# Cats and Computers...



## psteele03 (Aug 28, 2013)

What is it with cats on computers?! 

Every time I'm sitting on the couch with my laptop, I get one, if not both, climbing right up. 

They're lucky they're cute...


----------



## Jetlaya67 (Sep 26, 2012)

Makes you wonder what cats did to entertain themselves before laptops to annoy their owners!


----------



## cat face (Apr 4, 2013)

Well? lol


----------



## KaBOOM! (Jun 14, 2013)

Omg catface... So. Much. Cuteness! That's what Tami does, I notice now that she hits a lot more keys with her behind now than when I got her, her favourites seem to be the WiFi off button and screen lock... Play with ME Mam, this thing is borrrrrring!


----------



## threecatguy (Aug 25, 2013)

Mide do that with my wireless keyboard.. there like "No.. play with me!"


----------



## cat face (Apr 4, 2013)

KaBOOM! said:


> Omg catface... So. Much. Cuteness! That's what Tami does, I notice now that she hits a lot more keys with her behind now than when I got her, her favourites seem to be the WiFi off button and screen lock... Play with ME Mam, this thing is borrrrrring!

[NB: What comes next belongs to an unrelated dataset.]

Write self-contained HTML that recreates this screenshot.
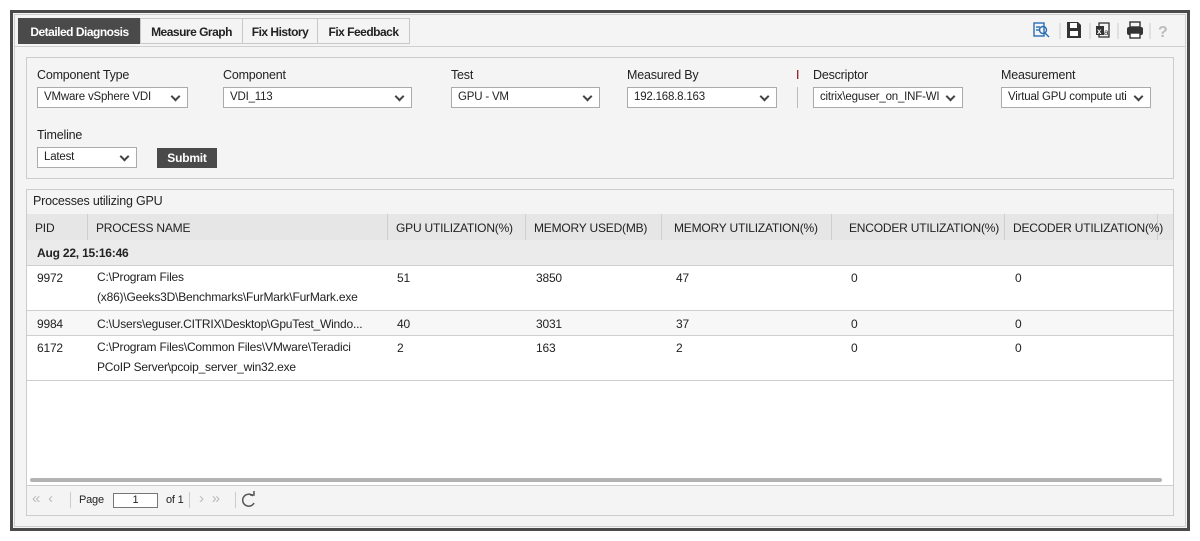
<!DOCTYPE html>
<html><head><meta charset="utf-8"><style>
*{box-sizing:border-box;margin:0;padding:0}
body{width:1200px;height:541px;background:#fff;font-family:"Liberation Sans",sans-serif;font-size:12px;color:#222;position:relative;overflow:hidden;letter-spacing:-0.2px}
.a{position:absolute}
.frame{left:10px;top:10px;width:1180px;height:521px;border:3px solid #4a4a4a;background:#f3f3f3}
.inner{left:14px;top:14px;width:1172px;height:513px;border:1px solid #cfcfcf;background:#f4f4f4}
.tab{top:18px;height:26px;line-height:26px;text-align:center;border:1px solid #c8c8c8;background:#f4f4f4;font-weight:bold;color:#222;letter-spacing:-0.5px}
.sel{height:21px;border:1px solid #aaa;background:#fff;padding:0 6px;line-height:19px;font-size:11.5px;white-space:nowrap;overflow:hidden}
.sel:after{content:"";position:absolute;right:8px;top:5px;width:5px;height:5px;border-right:2px solid #444;border-bottom:2px solid #444;transform:rotate(45deg)}
.lbl{font-size:12.5px;color:#222}
.grid{left:26px;top:189px;width:1148px;height:327px;border:1px solid #ccc;background:#fff}
.hdr{background:#e6e6e6}
.c{position:absolute;white-space:nowrap}
.vl{position:absolute;top:214px;width:1px;height:26px;background:#cfcfcf}
.hl{position:absolute;left:27px;width:1146px;height:1px;background:#cfcfcf}
</style></head><body>
<div class="a frame"></div>
<div class="a inner"></div>
<div class="a" style="left:14px;top:46px;width:1172px;height:1px;background:#d0d0d0"></div>
<div class="a tab" style="left:18px;width:123px;background:#4a4a4a;color:#fff;border-color:#4a4a4a">Detailed Diagnosis</div>
<div class="a tab" style="left:140px;width:103px">Measure Graph</div>
<div class="a tab" style="left:242px;width:76px">Fix History</div>
<div class="a tab" style="left:317px;width:93px">Fix Feedback</div>
<svg class="a" style="left:1030px;top:20px" width="150" height="22">
<g stroke="#2a6fb5" fill="none" stroke-width="1.4"><rect x="4" y="3" width="10" height="13"/><line x1="6" y1="7" x2="10" y2="7"/><line x1="6" y1="10" x2="9" y2="10"/><circle cx="13" cy="10" r="3.5"/><line x1="15" y1="13" x2="19" y2="17"/></g>
<line x1="30" y1="3" x2="30" y2="19" stroke="#ccc"/>
<g fill="#333"><path d="M37 2h11l3 3v13h-14z"/></g><rect x="40" y="3" width="7" height="5" fill="#fff"/><rect x="40" y="11" width="8" height="5" fill="#fff"/>
<line x1="60" y1="3" x2="60" y2="19" stroke="#ccc"/>
<rect x="69" y="3" width="10" height="14" fill="none" stroke="#333" stroke-width="1.3"/><rect x="66" y="6" width="8" height="9" fill="#333"/><text x="67" y="14" fill="#fff" font-size="8" font-weight="bold">x</text><text x="74" y="15" fill="#333" font-size="8">a</text>
<line x1="88" y1="3" x2="88" y2="19" stroke="#ccc"/>
<rect x="100" y="2" width="10" height="5" fill="none" stroke="#333" stroke-width="1.4"/><rect x="97" y="7" width="16" height="8" rx="2" fill="#333"/><rect x="100" y="13" width="10" height="5" fill="#fff" stroke="#333" stroke-width="1.4"/>
<line x1="120" y1="3" x2="120" y2="19" stroke="#ccc"/>
<text x="128" y="17" font-size="16" font-weight="bold" fill="#bbb">?</text>
</svg>
<div class="a" style="left:26px;top:57px;width:1148px;height:122px;border:1px solid #ccc;background:#f4f4f4"></div>
<div class="a lbl" style="left:37px;top:68px">Component Type</div>
<div class="a sel" style="left:37px;top:87px;width:151px">VMware vSphere VDI</div>
<div class="a lbl" style="left:223px;top:68px">Component</div>
<div class="a sel" style="left:223px;top:87px;width:189px">VDI_113</div>
<div class="a lbl" style="left:451px;top:68px">Test</div>
<div class="a sel" style="left:451px;top:87px;width:149px">GPU - VM</div>
<div class="a lbl" style="left:627px;top:68px">Measured By</div>
<div class="a sel" style="left:627px;top:87px;width:150px">192.168.8.163</div>
<div class="a lbl" style="left:796px;top:68px;color:#800">I</div>
<div class="a" style="left:797px;top:87px;width:1px;height:21px;background:#bbb"></div>
<div class="a lbl" style="left:813px;top:68px">Descriptor</div>
<div class="a sel" style="left:813px;top:87px;width:150px">citrix\eguser_on_INF-WI</div>
<div class="a lbl" style="left:1001px;top:68px">Measurement</div>
<div class="a sel" style="left:1001px;top:87px;width:150px">Virtual GPU compute uti</div>
<div class="a lbl" style="left:37px;top:128px">Timeline</div>
<div class="a sel" style="left:37px;top:147px;width:100px">Latest</div>
<div class="a" style="left:157px;top:148px;width:60px;height:20px;background:#4a4a4a;color:#fff;font-weight:bold;text-align:center;line-height:20px">Submit</div>
<div class="a grid"></div>
<div class="a" style="left:27px;top:190px;width:1146px;height:24px;background:#f4f4f4"></div>
<div class="a" style="left:33px;top:194px;font-size:12.5px">Processes utilizing GPU</div>
<div class="a hdr" style="left:27px;top:214px;width:1146px;height:26px"></div>
<div class="vl" style="left:87px"></div><div class="vl" style="left:387px"></div><div class="vl" style="left:525px"></div><div class="vl" style="left:661px"></div><div class="vl" style="left:831px"></div><div class="vl" style="left:1004px"></div><div class="vl" style="left:1157px"></div>
<div class="c" style="left:35px;top:221px">PID</div>
<div class="c" style="left:96px;top:221px">PROCESS NAME</div>
<div class="c" style="left:396px;top:221px">GPU UTILIZATION(%)</div>
<div class="c" style="left:534px;top:221px">MEMORY USED(MB)</div>
<div class="c" style="left:674px;top:221px">MEMORY UTILIZATION(%)</div>
<div class="c" style="left:849px;top:221px">ENCODER UTILIZATION(%)</div>
<div class="c" style="left:1013px;top:221px">DECODER UTILIZATION(%)</div>
<div class="a" style="left:27px;top:240px;width:1146px;height:25px;background:#ebebeb"></div>
<div class="c" style="left:37px;top:246px;font-weight:bold">Aug 22, 15:16:46</div>
<div class="hl" style="top:265px"></div>
<div class="hl" style="top:310px"></div>
<div class="a" style="left:27px;top:311px;width:1146px;height:24px;background:#f7f7f7"></div>
<div class="hl" style="top:335px"></div>
<div class="hl" style="top:380px"></div>
<div class="c" style="left:37px;top:271px">9972</div>
<div class="c" style="left:97px;top:267px;line-height:20px">C:\Program Files<br>(x86)\Geeks3D\Benchmarks\FurMark\FurMark.exe</div>
<div class="c" style="left:397px;top:271px">51</div><div class="c" style="left:536px;top:271px">3850</div><div class="c" style="left:676px;top:271px">47</div><div class="c" style="left:851px;top:271px">0</div><div class="c" style="left:1015px;top:271px">0</div>
<div class="c" style="left:37px;top:317px">9984</div>
<div class="c" style="left:97px;top:317px">C:\Users\eguser.CITRIX\Desktop\GpuTest_Windo...</div>
<div class="c" style="left:397px;top:317px">40</div><div class="c" style="left:536px;top:317px">3031</div><div class="c" style="left:676px;top:317px">37</div><div class="c" style="left:851px;top:317px">0</div><div class="c" style="left:1015px;top:317px">0</div>
<div class="c" style="left:37px;top:341px">6172</div>
<div class="c" style="left:97px;top:337px;line-height:20px">C:\Program Files\Common Files\VMware\Teradici<br>PCoIP Server\pcoip_server_win32.exe</div>
<div class="c" style="left:397px;top:341px">2</div><div class="c" style="left:536px;top:341px">163</div><div class="c" style="left:676px;top:341px">2</div><div class="c" style="left:851px;top:341px">0</div><div class="c" style="left:1015px;top:341px">0</div>
<div class="a" style="left:30px;top:478px;width:1132px;height:4px;border-radius:2px;background:#b3b3b3"></div>
<div class="a" style="left:27px;top:485px;width:1146px;height:30px;background:#f4f4f4;border-top:1px solid #ccc"></div>
<div class="c" style="left:32px;top:490px;font-size:15px;color:#bbb">«&nbsp;&nbsp;‹</div>
<div class="a" style="left:70px;top:492px;width:1px;height:16px;background:#ccc"></div>
<div class="c" style="left:79px;top:494px;font-size:11px">Page</div>
<div class="a" style="left:113px;top:493px;width:45px;height:15px;border:1px solid #777;background:#fff;font-size:11px;text-align:center;line-height:13px">1</div>
<div class="c" style="left:166px;top:494px;font-size:11px">of 1</div>
<div class="a" style="left:189px;top:492px;width:1px;height:16px;background:#ccc"></div>
<div class="c" style="left:199px;top:490px;font-size:15px;color:#bbb">›&nbsp;&nbsp;»</div>
<div class="a" style="left:235px;top:492px;width:1px;height:16px;background:#ccc"></div>
<svg class="a" style="left:240px;top:491px" width="18" height="18"><path d="M13 5A6 6 0 1 0 14 12" fill="none" stroke="#555" stroke-width="1.5"/><path d="M10 4h4v-4" fill="none" stroke="#555" stroke-width="1.5"/></svg>
</body></html>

She'll be flashin those blue and pink nails all across the keyboard, displaying her typing skills! LOL


----------



## KaBOOM! (Jun 14, 2013)

cat face said:


> She'll be flashin those blue and pink nails all across the keyboard, displaying her typing skills! LOL


Hehe next time she writes something for you guys while I'm trying to type I'll post it, if she is so inclined as to allow me to post of course!


----------



## Mitts & Tess (Sep 4, 2004)

Cant you see we need attention NOW?


----------



## tezster (Jun 4, 2013)

Cats are the reason why tablets were invented  

Seriously, my first instinct before I open my the lid of my laptop is to look around and see if any Newton is nearby.


----------



## Kbbargho (Mar 26, 2013)

So true!! I actually just stopped using my laptop for that very reason...and now Mika follows me to the PC so she can sit on the keyboard.

Crazy kitties ??


Sent from Petguide.com Free App


----------



## Hinterlander (Jul 19, 2013)

Laptops are the best kitty beds.


----------



## Jakiepoo (Jan 5, 2013)

The best part of the picture is your arm trying to keep them from falling off (that's what it looks like anyways)! I do that to, as annoying as he is on my computer, I love when he's comfy!


----------



## Marcia (Dec 26, 2010)

View attachment 28146


Abby used to LOVE putting her head on my keyboard. So cute! I miss her so much. 

=...(


----------



## 10cats2dogs (Jun 16, 2013)

Marcia said:


> View attachment 28146
> 
> 
> Abby used to LOVE putting her head on my keyboard. So cute! I miss her so much.
> ...


Marcia, Abby looks like she was a Doll!
The little Special Things...that each Cat has, Is a Special Memory...Forever in our Hearts...
HUGS


----------



## psteele03 (Aug 28, 2013)

Marcia said:


> View attachment 28146
> 
> 
> Abby used to LOVE putting her head on my keyboard. So cute! I miss her so much.
> ...


She was so beautiful!

Right now Future Kitty Daddy is experiencing Jameson's affinity for the laptop and hes not finding it nearly as adorable as I do.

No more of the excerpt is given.